> [RECORDS SUPPLIED]:

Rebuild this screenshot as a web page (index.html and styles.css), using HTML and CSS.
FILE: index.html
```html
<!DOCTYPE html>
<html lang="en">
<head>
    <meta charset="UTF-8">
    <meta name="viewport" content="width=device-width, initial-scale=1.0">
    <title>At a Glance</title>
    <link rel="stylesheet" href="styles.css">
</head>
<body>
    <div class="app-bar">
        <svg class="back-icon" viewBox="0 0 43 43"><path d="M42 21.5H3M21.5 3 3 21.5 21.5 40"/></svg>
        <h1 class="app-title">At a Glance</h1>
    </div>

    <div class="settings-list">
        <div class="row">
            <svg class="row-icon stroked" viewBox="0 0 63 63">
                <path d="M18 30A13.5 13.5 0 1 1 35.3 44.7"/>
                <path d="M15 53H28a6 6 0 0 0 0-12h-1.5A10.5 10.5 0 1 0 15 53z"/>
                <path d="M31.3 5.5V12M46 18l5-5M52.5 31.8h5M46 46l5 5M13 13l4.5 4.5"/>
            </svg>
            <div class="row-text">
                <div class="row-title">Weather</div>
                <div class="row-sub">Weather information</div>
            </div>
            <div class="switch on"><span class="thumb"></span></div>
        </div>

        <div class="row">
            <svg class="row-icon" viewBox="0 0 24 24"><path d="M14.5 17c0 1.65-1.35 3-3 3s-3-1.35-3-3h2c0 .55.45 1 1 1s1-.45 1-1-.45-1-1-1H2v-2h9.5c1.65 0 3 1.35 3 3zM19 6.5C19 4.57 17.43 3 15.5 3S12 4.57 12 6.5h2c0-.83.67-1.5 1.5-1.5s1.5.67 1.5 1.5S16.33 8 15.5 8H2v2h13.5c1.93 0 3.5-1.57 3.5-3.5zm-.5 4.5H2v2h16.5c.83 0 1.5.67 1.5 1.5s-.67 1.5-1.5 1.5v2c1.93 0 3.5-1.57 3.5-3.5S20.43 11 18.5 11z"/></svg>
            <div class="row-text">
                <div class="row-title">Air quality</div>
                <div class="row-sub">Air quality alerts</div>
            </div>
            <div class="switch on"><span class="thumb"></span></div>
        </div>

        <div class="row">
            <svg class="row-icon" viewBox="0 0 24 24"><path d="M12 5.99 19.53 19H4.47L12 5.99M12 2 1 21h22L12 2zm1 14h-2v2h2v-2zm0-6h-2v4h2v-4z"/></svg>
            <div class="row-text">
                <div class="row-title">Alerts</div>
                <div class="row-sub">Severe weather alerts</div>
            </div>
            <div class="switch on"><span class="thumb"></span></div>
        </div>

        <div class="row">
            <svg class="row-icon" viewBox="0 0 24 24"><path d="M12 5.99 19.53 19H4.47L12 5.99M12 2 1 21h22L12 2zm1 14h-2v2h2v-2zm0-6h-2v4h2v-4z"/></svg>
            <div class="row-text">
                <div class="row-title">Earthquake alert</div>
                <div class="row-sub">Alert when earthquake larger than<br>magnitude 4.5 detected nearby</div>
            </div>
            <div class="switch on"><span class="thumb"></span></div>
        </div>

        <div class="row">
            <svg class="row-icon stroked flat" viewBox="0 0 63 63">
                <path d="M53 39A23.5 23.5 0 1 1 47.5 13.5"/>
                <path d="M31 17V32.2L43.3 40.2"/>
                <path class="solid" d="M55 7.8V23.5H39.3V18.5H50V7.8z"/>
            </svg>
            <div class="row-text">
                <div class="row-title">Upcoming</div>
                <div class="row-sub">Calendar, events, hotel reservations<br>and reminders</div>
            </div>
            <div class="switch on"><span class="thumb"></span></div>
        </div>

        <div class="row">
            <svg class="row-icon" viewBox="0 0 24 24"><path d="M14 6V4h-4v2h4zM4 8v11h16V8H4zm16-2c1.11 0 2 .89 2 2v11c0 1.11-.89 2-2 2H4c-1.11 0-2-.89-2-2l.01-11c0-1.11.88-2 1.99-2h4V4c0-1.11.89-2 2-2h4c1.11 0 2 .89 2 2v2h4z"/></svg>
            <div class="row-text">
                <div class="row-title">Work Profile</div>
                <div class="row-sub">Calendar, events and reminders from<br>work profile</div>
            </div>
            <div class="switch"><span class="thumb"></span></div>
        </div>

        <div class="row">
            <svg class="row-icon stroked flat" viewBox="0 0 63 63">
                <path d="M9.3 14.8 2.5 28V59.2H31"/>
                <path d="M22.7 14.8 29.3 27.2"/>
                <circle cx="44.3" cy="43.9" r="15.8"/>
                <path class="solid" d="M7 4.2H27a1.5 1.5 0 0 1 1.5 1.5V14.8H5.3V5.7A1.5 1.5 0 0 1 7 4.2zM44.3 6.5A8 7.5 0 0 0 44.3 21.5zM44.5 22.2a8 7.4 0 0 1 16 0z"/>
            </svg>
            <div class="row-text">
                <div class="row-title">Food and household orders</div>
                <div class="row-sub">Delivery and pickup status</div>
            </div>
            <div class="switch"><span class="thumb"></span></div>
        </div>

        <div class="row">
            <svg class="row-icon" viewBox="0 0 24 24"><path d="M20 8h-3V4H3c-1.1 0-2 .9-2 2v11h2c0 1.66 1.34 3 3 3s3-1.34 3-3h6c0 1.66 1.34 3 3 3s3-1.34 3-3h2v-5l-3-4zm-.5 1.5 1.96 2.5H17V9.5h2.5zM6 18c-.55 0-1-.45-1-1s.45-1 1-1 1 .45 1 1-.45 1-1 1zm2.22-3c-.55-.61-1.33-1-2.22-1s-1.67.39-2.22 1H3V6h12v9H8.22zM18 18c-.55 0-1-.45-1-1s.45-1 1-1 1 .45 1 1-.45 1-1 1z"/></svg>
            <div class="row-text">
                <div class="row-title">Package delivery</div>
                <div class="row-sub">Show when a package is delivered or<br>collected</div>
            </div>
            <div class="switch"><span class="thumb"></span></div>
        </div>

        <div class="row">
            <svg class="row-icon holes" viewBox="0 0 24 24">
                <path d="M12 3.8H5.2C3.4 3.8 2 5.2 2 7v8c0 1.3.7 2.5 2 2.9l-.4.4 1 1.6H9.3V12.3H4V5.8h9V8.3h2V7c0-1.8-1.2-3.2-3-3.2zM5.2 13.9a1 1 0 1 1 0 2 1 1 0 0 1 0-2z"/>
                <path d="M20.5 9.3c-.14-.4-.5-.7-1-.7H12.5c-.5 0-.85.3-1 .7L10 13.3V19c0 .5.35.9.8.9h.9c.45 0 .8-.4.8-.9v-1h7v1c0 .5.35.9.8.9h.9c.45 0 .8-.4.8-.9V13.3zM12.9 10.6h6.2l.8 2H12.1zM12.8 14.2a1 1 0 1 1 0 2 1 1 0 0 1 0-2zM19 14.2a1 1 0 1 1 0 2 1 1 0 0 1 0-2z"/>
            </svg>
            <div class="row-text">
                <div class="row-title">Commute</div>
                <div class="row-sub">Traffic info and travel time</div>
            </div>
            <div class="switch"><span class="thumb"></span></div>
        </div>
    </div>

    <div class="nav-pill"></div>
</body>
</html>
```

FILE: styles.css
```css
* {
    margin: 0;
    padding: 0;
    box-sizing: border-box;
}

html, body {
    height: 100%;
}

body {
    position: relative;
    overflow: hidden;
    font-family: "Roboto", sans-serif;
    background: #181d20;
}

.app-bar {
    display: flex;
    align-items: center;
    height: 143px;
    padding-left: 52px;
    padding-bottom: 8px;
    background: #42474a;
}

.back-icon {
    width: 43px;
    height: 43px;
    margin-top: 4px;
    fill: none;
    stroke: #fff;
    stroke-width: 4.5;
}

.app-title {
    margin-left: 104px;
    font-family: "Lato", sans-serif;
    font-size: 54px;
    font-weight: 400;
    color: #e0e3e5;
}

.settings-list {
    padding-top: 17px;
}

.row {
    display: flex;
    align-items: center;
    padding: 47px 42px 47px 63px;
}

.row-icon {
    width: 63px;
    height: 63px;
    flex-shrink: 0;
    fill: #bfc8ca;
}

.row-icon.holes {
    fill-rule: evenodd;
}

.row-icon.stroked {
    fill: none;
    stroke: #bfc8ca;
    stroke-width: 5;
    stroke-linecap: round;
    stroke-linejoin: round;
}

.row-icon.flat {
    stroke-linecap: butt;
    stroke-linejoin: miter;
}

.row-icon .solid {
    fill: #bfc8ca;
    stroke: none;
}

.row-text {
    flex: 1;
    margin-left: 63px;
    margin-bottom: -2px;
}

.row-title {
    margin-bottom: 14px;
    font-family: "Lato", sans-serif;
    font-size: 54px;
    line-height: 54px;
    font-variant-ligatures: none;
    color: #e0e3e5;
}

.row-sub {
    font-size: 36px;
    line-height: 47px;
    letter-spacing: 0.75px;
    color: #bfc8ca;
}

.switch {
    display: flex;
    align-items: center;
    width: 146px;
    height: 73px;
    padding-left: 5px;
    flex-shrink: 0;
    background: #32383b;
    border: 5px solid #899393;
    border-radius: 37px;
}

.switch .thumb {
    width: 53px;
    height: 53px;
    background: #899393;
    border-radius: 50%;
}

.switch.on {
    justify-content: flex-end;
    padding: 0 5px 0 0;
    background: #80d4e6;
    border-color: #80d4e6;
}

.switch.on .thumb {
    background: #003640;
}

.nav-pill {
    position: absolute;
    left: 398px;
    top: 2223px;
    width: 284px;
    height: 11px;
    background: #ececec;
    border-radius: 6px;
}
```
==
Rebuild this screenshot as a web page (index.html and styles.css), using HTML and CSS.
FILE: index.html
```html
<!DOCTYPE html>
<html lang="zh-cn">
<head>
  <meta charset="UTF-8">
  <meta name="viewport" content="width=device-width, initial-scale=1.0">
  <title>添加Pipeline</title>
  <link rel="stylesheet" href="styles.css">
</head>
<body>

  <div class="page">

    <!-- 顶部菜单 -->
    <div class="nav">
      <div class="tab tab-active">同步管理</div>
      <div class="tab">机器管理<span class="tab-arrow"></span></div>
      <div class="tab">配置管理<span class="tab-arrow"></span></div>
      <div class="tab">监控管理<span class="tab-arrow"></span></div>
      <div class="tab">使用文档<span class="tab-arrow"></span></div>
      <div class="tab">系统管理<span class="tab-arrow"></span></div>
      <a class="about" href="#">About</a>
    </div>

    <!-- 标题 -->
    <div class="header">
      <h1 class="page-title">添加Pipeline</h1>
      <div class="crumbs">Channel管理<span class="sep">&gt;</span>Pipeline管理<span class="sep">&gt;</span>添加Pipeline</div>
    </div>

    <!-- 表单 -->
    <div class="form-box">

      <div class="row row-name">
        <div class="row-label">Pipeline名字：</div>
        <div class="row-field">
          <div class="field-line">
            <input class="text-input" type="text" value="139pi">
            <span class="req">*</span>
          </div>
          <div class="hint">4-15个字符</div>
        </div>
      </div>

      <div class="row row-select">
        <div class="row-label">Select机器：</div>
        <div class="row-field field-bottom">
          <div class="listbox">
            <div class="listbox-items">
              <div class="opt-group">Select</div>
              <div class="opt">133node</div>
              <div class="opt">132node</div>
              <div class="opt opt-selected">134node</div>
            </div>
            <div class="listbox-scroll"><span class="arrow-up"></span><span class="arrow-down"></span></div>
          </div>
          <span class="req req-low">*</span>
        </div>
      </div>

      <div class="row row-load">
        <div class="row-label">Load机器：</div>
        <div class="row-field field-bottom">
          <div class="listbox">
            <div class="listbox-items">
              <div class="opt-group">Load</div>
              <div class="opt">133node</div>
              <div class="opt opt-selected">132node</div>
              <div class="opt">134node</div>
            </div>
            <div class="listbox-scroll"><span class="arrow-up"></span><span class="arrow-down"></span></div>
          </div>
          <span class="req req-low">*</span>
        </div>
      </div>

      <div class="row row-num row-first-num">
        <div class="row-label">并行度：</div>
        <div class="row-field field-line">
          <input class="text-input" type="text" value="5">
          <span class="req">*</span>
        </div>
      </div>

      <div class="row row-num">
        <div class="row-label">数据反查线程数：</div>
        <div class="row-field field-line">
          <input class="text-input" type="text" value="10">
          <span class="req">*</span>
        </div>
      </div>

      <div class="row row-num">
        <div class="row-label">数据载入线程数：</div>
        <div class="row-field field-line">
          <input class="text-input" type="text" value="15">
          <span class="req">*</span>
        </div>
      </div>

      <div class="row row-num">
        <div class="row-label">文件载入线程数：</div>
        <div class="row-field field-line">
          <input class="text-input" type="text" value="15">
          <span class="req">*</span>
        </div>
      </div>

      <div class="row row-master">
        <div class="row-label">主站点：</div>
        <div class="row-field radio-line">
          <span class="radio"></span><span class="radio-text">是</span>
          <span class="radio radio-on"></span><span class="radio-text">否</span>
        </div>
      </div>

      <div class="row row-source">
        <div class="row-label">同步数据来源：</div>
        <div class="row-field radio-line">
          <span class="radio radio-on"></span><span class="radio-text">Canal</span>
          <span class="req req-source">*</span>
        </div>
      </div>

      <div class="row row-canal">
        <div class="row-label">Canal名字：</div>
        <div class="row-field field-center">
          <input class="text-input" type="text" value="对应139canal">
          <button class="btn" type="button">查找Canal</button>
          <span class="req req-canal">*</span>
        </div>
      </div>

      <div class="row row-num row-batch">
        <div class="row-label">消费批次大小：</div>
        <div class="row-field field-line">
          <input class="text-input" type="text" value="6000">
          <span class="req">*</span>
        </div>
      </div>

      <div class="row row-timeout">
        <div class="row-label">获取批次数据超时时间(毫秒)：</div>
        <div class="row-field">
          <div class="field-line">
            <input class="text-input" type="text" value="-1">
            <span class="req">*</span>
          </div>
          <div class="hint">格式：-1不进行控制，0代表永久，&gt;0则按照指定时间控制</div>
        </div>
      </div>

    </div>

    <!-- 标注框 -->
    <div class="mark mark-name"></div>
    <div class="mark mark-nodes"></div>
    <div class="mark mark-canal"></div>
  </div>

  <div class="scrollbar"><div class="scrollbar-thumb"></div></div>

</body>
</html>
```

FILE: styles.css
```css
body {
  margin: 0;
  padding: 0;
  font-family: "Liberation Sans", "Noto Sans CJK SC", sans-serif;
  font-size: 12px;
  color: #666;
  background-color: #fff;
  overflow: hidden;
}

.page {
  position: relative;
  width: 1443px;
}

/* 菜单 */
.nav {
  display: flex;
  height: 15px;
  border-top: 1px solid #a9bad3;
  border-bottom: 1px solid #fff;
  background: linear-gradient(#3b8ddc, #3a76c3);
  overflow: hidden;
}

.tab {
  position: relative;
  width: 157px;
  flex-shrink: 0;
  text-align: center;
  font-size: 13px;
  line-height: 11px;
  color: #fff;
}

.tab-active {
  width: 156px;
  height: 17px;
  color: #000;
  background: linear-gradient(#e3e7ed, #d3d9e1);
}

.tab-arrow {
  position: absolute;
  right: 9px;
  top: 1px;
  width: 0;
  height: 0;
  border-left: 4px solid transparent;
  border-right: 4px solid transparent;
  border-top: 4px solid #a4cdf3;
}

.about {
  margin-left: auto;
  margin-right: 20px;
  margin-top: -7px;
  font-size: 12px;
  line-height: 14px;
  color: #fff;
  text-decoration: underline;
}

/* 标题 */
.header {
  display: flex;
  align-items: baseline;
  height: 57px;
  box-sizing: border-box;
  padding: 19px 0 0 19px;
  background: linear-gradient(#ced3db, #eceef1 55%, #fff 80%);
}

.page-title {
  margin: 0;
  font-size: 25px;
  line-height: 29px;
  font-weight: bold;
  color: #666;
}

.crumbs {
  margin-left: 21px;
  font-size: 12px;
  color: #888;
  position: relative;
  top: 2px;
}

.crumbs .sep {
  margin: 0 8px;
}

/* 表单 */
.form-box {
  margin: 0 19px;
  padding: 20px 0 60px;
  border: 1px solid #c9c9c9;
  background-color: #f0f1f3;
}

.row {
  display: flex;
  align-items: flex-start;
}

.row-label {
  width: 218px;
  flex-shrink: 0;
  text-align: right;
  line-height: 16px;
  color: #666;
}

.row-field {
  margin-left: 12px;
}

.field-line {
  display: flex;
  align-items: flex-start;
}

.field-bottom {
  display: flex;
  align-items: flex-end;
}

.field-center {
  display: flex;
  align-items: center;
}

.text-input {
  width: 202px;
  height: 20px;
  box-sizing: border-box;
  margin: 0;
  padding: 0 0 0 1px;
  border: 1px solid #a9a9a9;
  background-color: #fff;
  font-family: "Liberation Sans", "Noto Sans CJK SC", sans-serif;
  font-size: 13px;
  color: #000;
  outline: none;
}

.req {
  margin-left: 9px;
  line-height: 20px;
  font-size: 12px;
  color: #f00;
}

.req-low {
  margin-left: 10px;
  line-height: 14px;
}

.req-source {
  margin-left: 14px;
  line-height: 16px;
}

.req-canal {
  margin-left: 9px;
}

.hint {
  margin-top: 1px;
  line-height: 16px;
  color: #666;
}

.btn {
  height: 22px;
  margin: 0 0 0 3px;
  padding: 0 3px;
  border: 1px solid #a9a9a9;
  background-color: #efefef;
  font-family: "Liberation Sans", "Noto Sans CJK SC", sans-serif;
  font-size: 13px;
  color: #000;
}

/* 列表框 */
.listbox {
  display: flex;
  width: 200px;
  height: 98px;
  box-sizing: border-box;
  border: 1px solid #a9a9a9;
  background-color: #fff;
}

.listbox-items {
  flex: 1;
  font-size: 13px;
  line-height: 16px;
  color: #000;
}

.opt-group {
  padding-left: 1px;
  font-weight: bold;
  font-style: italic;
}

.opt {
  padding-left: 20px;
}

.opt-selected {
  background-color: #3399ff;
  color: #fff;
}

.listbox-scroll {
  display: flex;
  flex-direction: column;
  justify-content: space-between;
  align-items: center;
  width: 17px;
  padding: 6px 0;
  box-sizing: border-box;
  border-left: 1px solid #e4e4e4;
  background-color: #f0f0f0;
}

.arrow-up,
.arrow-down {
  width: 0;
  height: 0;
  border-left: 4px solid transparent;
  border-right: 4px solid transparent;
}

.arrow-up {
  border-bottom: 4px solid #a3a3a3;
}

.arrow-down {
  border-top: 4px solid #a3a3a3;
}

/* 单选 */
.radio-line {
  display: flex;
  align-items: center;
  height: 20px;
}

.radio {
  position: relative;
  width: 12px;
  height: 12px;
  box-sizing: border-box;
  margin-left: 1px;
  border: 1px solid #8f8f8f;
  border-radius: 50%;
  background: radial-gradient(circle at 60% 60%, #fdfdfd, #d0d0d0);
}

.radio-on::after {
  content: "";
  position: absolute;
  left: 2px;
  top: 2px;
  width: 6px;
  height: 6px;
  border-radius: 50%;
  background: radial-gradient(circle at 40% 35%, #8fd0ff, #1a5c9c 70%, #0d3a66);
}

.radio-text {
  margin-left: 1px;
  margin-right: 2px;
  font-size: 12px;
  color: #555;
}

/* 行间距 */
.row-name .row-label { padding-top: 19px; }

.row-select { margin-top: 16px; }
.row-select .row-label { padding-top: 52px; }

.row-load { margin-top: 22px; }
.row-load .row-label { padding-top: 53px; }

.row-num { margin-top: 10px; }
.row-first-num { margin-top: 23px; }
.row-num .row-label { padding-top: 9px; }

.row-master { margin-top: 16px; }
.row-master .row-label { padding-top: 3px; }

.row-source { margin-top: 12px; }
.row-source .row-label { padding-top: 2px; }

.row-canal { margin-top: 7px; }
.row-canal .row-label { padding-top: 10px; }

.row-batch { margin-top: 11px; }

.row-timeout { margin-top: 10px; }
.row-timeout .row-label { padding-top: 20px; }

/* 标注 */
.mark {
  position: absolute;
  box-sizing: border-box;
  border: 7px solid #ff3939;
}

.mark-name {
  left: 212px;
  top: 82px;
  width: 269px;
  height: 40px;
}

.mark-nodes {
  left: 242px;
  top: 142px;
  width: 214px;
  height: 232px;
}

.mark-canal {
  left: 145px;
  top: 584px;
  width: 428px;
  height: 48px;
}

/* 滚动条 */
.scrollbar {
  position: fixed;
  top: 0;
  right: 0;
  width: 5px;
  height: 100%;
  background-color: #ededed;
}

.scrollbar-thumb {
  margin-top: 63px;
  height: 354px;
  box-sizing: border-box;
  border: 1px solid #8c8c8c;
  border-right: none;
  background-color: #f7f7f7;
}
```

> [REQUIRED WORK]:
Pick out each line in the material containing "page".

> [ANSWER TO THE TASK]:
Rebuild this screenshot as a web page (index.html and styles.css), using HTML and CSS.
Rebuild this screenshot as a web page (index.html and styles.css), using HTML and CSS.
  <div class="page">
      <h1 class="page-title">添加Pipeline</h1>
.page {
.page-title {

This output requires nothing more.